Federal law requires your lender to provide a Loan Estimate within three business days of receiving your application. This standardized form breaks down your projected interest rate, monthly payment, closing costs, and cash to close, making it straightforward to compare offers from different lenders side by side.9Electronic Code of Federal Regulations (eCFR). 12 CFR 1026.19 – Certain Mortgage and Variable-Rate Transactions Before you receive that official Loan Estimate, any written estimate a lender gives you must carry a prominent warning that your actual costs could be higher.
At least three business days before closing, you’ll receive a Closing Disclosure with the final terms.
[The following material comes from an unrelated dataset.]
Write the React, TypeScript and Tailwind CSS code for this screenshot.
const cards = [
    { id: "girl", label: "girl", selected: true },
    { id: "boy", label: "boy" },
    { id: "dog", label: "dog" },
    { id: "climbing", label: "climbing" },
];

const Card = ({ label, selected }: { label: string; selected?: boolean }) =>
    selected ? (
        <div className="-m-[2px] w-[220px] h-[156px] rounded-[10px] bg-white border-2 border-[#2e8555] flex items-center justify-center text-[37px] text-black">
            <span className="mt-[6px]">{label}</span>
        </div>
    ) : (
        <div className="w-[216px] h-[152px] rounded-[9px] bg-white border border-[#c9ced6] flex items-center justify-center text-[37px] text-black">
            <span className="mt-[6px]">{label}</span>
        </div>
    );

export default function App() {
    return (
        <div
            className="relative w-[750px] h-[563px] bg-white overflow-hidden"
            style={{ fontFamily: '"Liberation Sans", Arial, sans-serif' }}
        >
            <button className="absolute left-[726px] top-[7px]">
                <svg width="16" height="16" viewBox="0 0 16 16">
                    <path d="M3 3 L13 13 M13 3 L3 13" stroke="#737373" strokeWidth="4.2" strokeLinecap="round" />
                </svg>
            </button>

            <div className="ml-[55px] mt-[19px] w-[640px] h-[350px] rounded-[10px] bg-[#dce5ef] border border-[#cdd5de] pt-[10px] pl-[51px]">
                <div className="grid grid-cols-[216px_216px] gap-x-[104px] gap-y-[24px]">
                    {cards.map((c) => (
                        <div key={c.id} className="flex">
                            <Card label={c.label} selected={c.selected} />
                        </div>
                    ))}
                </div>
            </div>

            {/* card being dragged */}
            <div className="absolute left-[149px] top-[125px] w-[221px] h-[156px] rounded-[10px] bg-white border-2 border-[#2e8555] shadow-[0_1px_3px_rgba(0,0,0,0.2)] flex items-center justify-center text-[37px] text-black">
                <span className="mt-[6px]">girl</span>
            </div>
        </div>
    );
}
Most fees from the original Loan Estimate can’t increase at all, and others are limited to a 10% aggregate increase.9Electronic Code of Federal Regulations (eCFR). 12 CFR 1026.19 – Certain Mortgage and Variable-Rate Transactions This is where you’ll see exactly how LLPAs, origination fees, and third-party charges affected your final rate and costs. Compare the Closing Disclosure against your original Loan Estimate line by line — if something changed significantly, ask your loan officer to explain it before you sign.
The single best move you can make is to get Loan Estimates from at least three lenders. The rate spread between the cheapest and most expensive offer on the same cash-out refinance can easily exceed the quarter-point premium you’re paying for taking cash out in the first place. Shopping aggressively matters more than almost any other variable you control.